▶ [Working data]:
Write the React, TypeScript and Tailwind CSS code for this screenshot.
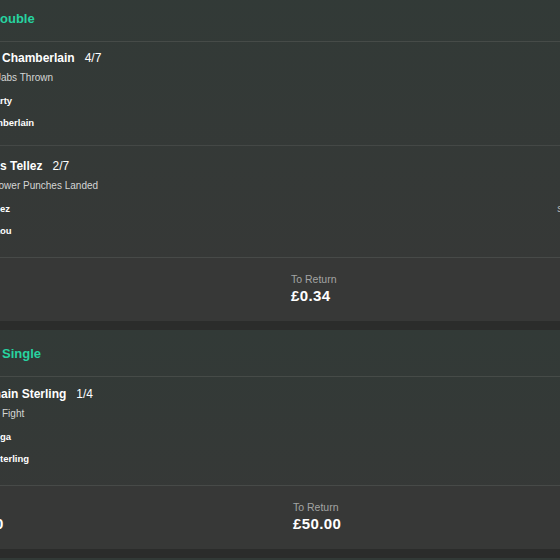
import React from 'react';

// prefix that sits to the left of the line start and runs off screen
const Cut: React.FC<{ text: string }> = ({ text }) => (
  <span className="flex w-0 shrink-0 justify-end">
    <span className="shrink-0 whitespace-pre">{text}</span>
  </span>
);

const App: React.FC = () => {
  return (
    <div
      className="w-[560px] h-[560px] overflow-hidden bg-[#2b2c2b] text-white"
      style={{ fontFamily: '"Liberation Sans", Arial, sans-serif' }}
    >
      {/* Double */}
      <div className="-mt-[5px] mb-[9px] bg-linear-to-b from-[#323a37] to-[#373837]">
        <div className="h-[47px] flex items-center pt-[2px] border-b border-[#464b48]">
          <div className="flex whitespace-nowrap text-[13px] font-bold text-[#27d3a0]">
            <Cut text="Bet Builder D" />
            ouble
          </div>
        </div>

        <div className="pt-[8px] pb-[15px] border-b border-[#444846]">
          <div className="flex h-4 items-center whitespace-nowrap pl-[2px] text-[12px] font-bold">
            <Cut text="Isaac " />
            Chamberlain
            <span className="ml-[10px] font-normal">4/7</span>
          </div>
          <div className="mt-1 flex h-[14px] items-center whitespace-nowrap pl-[1px] text-[10px] text-[#d4d6d5]">
            <Cut text="Most J" />
            abs Thrown
          </div>
          <div className="mt-[10px] flex h-[14px] items-center whitespace-nowrap text-[9.5px] font-bold">
            <Cut text="Brandon Moria" />
            rty
          </div>
          <div className="mt-2 flex h-[14px] items-center whitespace-nowrap pl-[3px] text-[9.5px] font-bold">
            <Cut text="Isaac Cham" />
            berlain
          </div>
        </div>

        <div className="pt-[12px] pb-[19px] border-b border-[#474a48]">
          <div className="flex h-4 items-center whitespace-nowrap pl-[10px] text-[12px] font-bold">
            <Cut text="Yoenis " />
            Tellez
            <span className="ml-[10px] font-normal">2/7</span>
          </div>
          <div className="mt-1 flex h-[14px] items-center whitespace-nowrap pl-[23px] text-[10px] text-[#d4d6d5]">
            <Cut text="Most Power " />
            Punches Landed
          </div>
          <div className="mt-[10px] flex h-[14px] items-center whitespace-nowrap text-[9.5px] font-bold">
            <Cut text="Yoenis Tell" />
            ez
            <span className="ml-auto w-[3px] font-normal text-[#b9bbba]">Score</span>
          </div>
          <div className="mt-2 flex h-[14px] items-center whitespace-nowrap text-[9.5px] font-bold">
            <Cut text="Abass Bara" />
            ou
          </div>
        </div>

        <div className="h-[63px] flex bg-[#373837]">
          <div className="w-[291px]" />
          <div className="pt-[15px]">
            <div className="h-[14px] flex items-center text-[10.5px] text-[#a3a5a4]">To Return</div>
            <div className="mt-px h-4 flex items-center text-[15px] font-bold tracking-[0.4px]">£0.34</div>
          </div>
        </div>
      </div>

      {/* Single */}
      <div className="mb-[9px] bg-linear-to-b from-[#323a37] to-[#373837]">
        <div className="h-[47px] flex items-center pt-[2px] border-b border-[#464b48]">
          <div className="flex whitespace-nowrap pl-[2px] text-[13px] font-bold text-[#27d3a0]">
            <Cut text="Bet Builder " />
            Single
          </div>
        </div>

        <div className="pt-[9px] pb-[19px] border-b border-[#474a48]">
          <div className="flex h-4 items-center whitespace-nowrap pl-[1px] text-[12px] font-bold">
            <Cut text="Aljam" />
            ain Sterling
            <span className="ml-[10px] font-normal">1/4</span>
          </div>
          <div className="mt-1 flex h-[14px] items-center whitespace-nowrap pl-[2px] text-[10px] text-[#d4d6d5]">
            <Cut text="To Win " />
            Fight
          </div>
          <div className="mt-[10px] flex h-[14px] items-center whitespace-nowrap text-[9.5px] font-bold">
            <Cut text="Brian Orte" />
            ga
          </div>
          <div className="mt-2 flex h-[14px] items-center whitespace-nowrap text-[9.5px] font-bold">
            <Cut text="Aljamain S" />
            terling
          </div>
        </div>

        <div className="h-[63px] flex bg-[#373837]">
          <div className="w-[293px] pt-[30px]">
            <div className="-ml-[5px] h-4 flex items-center whitespace-nowrap text-[15px] font-bold tracking-[0.4px]">
              <Cut text="£10.0" />
              0
            </div>
          </div>
          <div className="pt-[15px]">
            <div className="h-[14px] flex items-center text-[10.5px] text-[#a3a5a4]">To Return</div>
            <div className="mt-px h-4 flex items-center text-[15px] font-bold tracking-[0.4px]">£50.00</div>
          </div>
        </div>
      </div>

      <div className="h-[60px] bg-linear-to-b from-[#323a37] to-[#373837]" />
    </div>
  );
};

export default App;
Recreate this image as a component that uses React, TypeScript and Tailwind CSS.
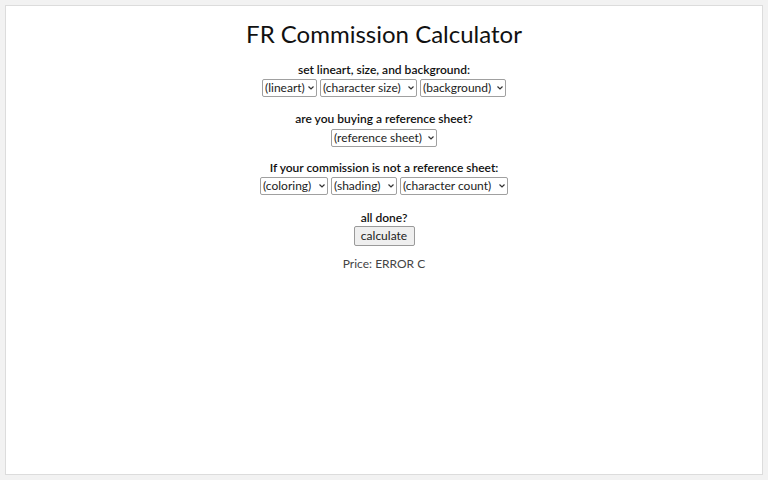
import React from "react";

function Select({ label, w }: { label: string; w: string }) {
  return (
    <div className={`relative h-[18px] ${w}`}>
      <select
        className="block h-full w-full appearance-none rounded-[2px] border border-[#a0a0a0] bg-white pl-[2px] pr-[10px] text-[12px] leading-none text-[#222]"
        defaultValue=""
      >
        <option value="">{label}</option>
      </select>
      <svg
        className="pointer-events-none absolute right-[3px] top-[7px]"
        width="6"
        height="4"
        viewBox="0 0 6 4"
      >
        <path d="M0.5 0.5 L3 3 L5.5 0.5" fill="none" stroke="#333" strokeWidth="1.2" />
      </svg>
    </div>
  );
}

export default function App() {
  return (
    <div className="h-[480px] w-[768px] bg-[#f2f2f2] p-[5px] font-['Lato','Liberation_Sans',sans-serif]">
      <div className="flex h-full flex-col items-center border border-[#dcdcdc] bg-white text-[#111]">
        <h1 className="mt-[13px] text-[24px] leading-[30px]">FR Commission Calculator</h1>

        <p className="mt-[14px] text-[12px] font-semibold leading-[14px]">set lineart, size, and background:</p>
        <div className="mt-[2px] flex gap-[3px]">
          <Select label="(lineart)" w="w-[55px]" />
          <Select label="(character size)" w="w-[97px]" />
          <Select label="(background)" w="w-[86px]" />
        </div>

        <p className="mt-[15px] text-[12px] font-semibold leading-[14px]">are you buying a reference sheet?</p>
        <div className="mt-[3px] flex">
          <Select label="(reference sheet)" w="w-[106px]" />
        </div>

        <p className="mt-[14px] text-[12px] font-semibold leading-[14px]">If your commission is not a reference sheet:</p>
        <div className="mt-[2px] flex gap-[3px]">
          <Select label="(coloring)" w="w-[68px]" />
          <Select label="(shading)" w="w-[66px]" />
          <Select label="(character count)" w="w-[108px]" />
        </div>

        <p className="mt-[16px] text-[12px] font-semibold leading-[14px]">all done?</p>
        <button className="mt-[1px] h-[20px] w-[61px] rounded-[2px] border border-[#9a9a9a] bg-[#efefef] text-[12px] leading-none text-[#222]">
          calculate
        </button>

        <p className="mt-[11px] text-[12px] leading-[14px] text-[#444]">Price: ERROR C</p>
      </div>
    </div>
  );
}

▶ [Short exercise]: Output, exactly, all the records above; include no pictures.

▶ [Response to the exercise]:
Write the React, TypeScript and Tailwind CSS code for this screenshot.
import React from 'react';

// prefix that sits to the left of the line start and runs off screen
const Cut: React.FC<{ text: string }> = ({ text }) => (
  <span className="flex w-0 shrink-0 justify-end">
    <span className="shrink-0 whitespace-pre">{text}</span>
  </span>
);

const App: React.FC = () => {
  return (
    <div
      className="w-[560px] h-[560px] overflow-hidden bg-[#2b2c2b] text-white"
      style={{ fontFamily: '"Liberation Sans", Arial, sans-serif' }}
    >
      {/* Double */}
      <div className="-mt-[5px] mb-[9px] bg-linear-to-b from-[#323a37] to-[#373837]">
        <div className="h-[47px] flex items-center pt-[2px] border-b border-[#464b48]">
          <div className="flex whitespace-nowrap text-[13px] font-bold text-[#27d3a0]">
            <Cut text="Bet Builder D" />
            ouble
          </div>
        </div>

        <div className="pt-[8px] pb-[15px] border-b border-[#444846]">
          <div className="flex h-4 items-center whitespace-nowrap pl-[2px] text-[12px] font-bold">
            <Cut text="Isaac " />
            Chamberlain
            <span className="ml-[10px] font-normal">4/7</span>
          </div>
          <div className="mt-1 flex h-[14px] items-center whitespace-nowrap pl-[1px] text-[10px] text-[#d4d6d5]">
            <Cut text="Most J" />
            abs Thrown
          </div>
          <div className="mt-[10px] flex h-[14px] items-center whitespace-nowrap text-[9.5px] font-bold">
            <Cut text="Brandon Moria" />
            rty
          </div>
          <div className="mt-2 flex h-[14px] items-center whitespace-nowrap pl-[3px] text-[9.5px] font-bold">
            <Cut text="Isaac Cham" />
            berlain
          </div>
        </div>

        <div className="pt-[12px] pb-[19px] border-b border-[#474a48]">
          <div className="flex h-4 items-center whitespace-nowrap pl-[10px] text-[12px] font-bold">
            <Cut text="Yoenis " />
            Tellez
            <span className="ml-[10px] font-normal">2/7</span>
          </div>
          <div className="mt-1 flex h-[14px] items-center whitespace-nowrap pl-[23px] text-[10px] text-[#d4d6d5]">
            <Cut text="Most Power " />
            Punches Landed
          </div>
          <div className="mt-[10px] flex h-[14px] items-center whitespace-nowrap text-[9.5px] font-bold">
            <Cut text="Yoenis Tell" />
            ez
            <span className="ml-auto w-[3px] font-normal text-[#b9bbba]">Score</span>
          </div>
          <div className="mt-2 flex h-[14px] items-center whitespace-nowrap text-[9.5px] font-bold">
            <Cut text="Abass Bara" />
            ou
          </div>
        </div>

        <div className="h-[63px] flex bg-[#373837]">
          <div className="w-[291px]" />
          <div className="pt-[15px]">
            <div className="h-[14px] flex items-center text-[10.5px] text-[#a3a5a4]">To Return</div>
            <div className="mt-px h-4 flex items-center text-[15px] font-bold tracking-[0.4px]">£0.34</div>
          </div>
        </div>
      </div>

      {/* Single */}
      <div className="mb-[9px] bg-linear-to-b from-[#323a37] to-[#373837]">
        <div className="h-[47px] flex items-center pt-[2px] border-b border-[#464b48]">
          <div className="flex whitespace-nowrap pl-[2px] text-[13px] font-bold text-[#27d3a0]">
            <Cut text="Bet Builder " />
            Single
          </div>
        </div>

        <div className="pt-[9px] pb-[19px] border-b border-[#474a48]">
          <div className="flex h-4 items-center whitespace-nowrap pl-[1px] text-[12px] font-bold">
            <Cut text="Aljam" />
            ain Sterling
            <span className="ml-[10px] font-normal">1/4</span>
          </div>
          <div className="mt-1 flex h-[14px] items-center whitespace-nowrap pl-[2px] text-[10px] text-[#d4d6d5]">
            <Cut text="To Win " />
            Fight
          </div>
          <div className="mt-[10px] flex h-[14px] items-center whitespace-nowrap text-[9.5px] font-bold">
            <Cut text="Brian Orte" />
            ga
          </div>
          <div className="mt-2 flex h-[14px] items-center whitespace-nowrap text-[9.5px] font-bold">
            <Cut text="Aljamain S" />
            terling
          </div>
        </div>

        <div className="h-[63px] flex bg-[#373837]">
          <div className="w-[293px] pt-[30px]">
            <div className="-ml-[5px] h-4 flex items-center whitespace-nowrap text-[15px] font-bold tracking-[0.4px]">
              <Cut text="£10.0" />
              0
            </div>
          </div>
          <div className="pt-[15px]">
            <div className="h-[14px] flex items-center text-[10.5px] text-[#a3a5a4]">To Return</div>
            <div className="mt-px h-4 flex items-center text-[15px] font-bold tracking-[0.4px]">£50.00</div>
          </div>
        </div>
      </div>

      <div className="h-[60px] bg-linear-to-b from-[#323a37] to-[#373837]" />
    </div>
  );
};

export default App;
Recreate this image as a component that uses React, TypeScript and Tailwind CSS.
import React from "react";

function Select({ label, w }: { label: string; w: string }) {
  return (
    <div className={`relative h-[18px] ${w}`}>
      <select
        className="block h-full w-full appearance-none rounded-[2px] border border-[#a0a0a0] bg-white pl-[2px] pr-[10px] text-[12px] leading-none text-[#222]"
        defaultValue=""
      >
        <option value="">{label}</option>
      </select>
      <svg
        className="pointer-events-none absolute right-[3px] top-[7px]"
        width="6"
        height="4"
        viewBox="0 0 6 4"
      >
        <path d="M0.5 0.5 L3 3 L5.5 0.5" fill="none" stroke="#333" strokeWidth="1.2" />
      </svg>
    </div>
  );
}

export default function App() {
  return (
    <div className="h-[480px] w-[768px] bg-[#f2f2f2] p-[5px] font-['Lato','Liberation_Sans',sans-serif]">
      <div className="flex h-full flex-col items-center border border-[#dcdcdc] bg-white text-[#111]">
        <h1 className="mt-[13px] text-[24px] leading-[30px]">FR Commission Calculator</h1>

        <p className="mt-[14px] text-[12px] font-semibold leading-[14px]">set lineart, size, and background:</p>
        <div className="mt-[2px] flex gap-[3px]">
          <Select label="(lineart)" w="w-[55px]" />
          <Select label="(character size)" w="w-[97px]" />
          <Select label="(background)" w="w-[86px]" />
        </div>

        <p className="mt-[15px] text-[12px] font-semibold leading-[14px]">are you buying a reference sheet?</p>
        <div className="mt-[3px] flex">
          <Select label="(reference sheet)" w="w-[106px]" />
        </div>

        <p className="mt-[14px] text-[12px] font-semibold leading-[14px]">If your commission is not a reference sheet:</p>
        <div className="mt-[2px] flex gap-[3px]">
          <Select label="(coloring)" w="w-[68px]" />
          <Select label="(shading)" w="w-[66px]" />
          <Select label="(character count)" w="w-[108px]" />
        </div>

        <p className="mt-[16px] text-[12px] font-semibold leading-[14px]">all done?</p>
        <button className="mt-[1px] h-[20px] w-[61px] rounded-[2px] border border-[#9a9a9a] bg-[#efefef] text-[12px] leading-none text-[#222]">
          calculate
        </button>

        <p className="mt-[11px] text-[12px] leading-[14px] text-[#444]">Price: ERROR C</p>
      </div>
    </div>
  );
}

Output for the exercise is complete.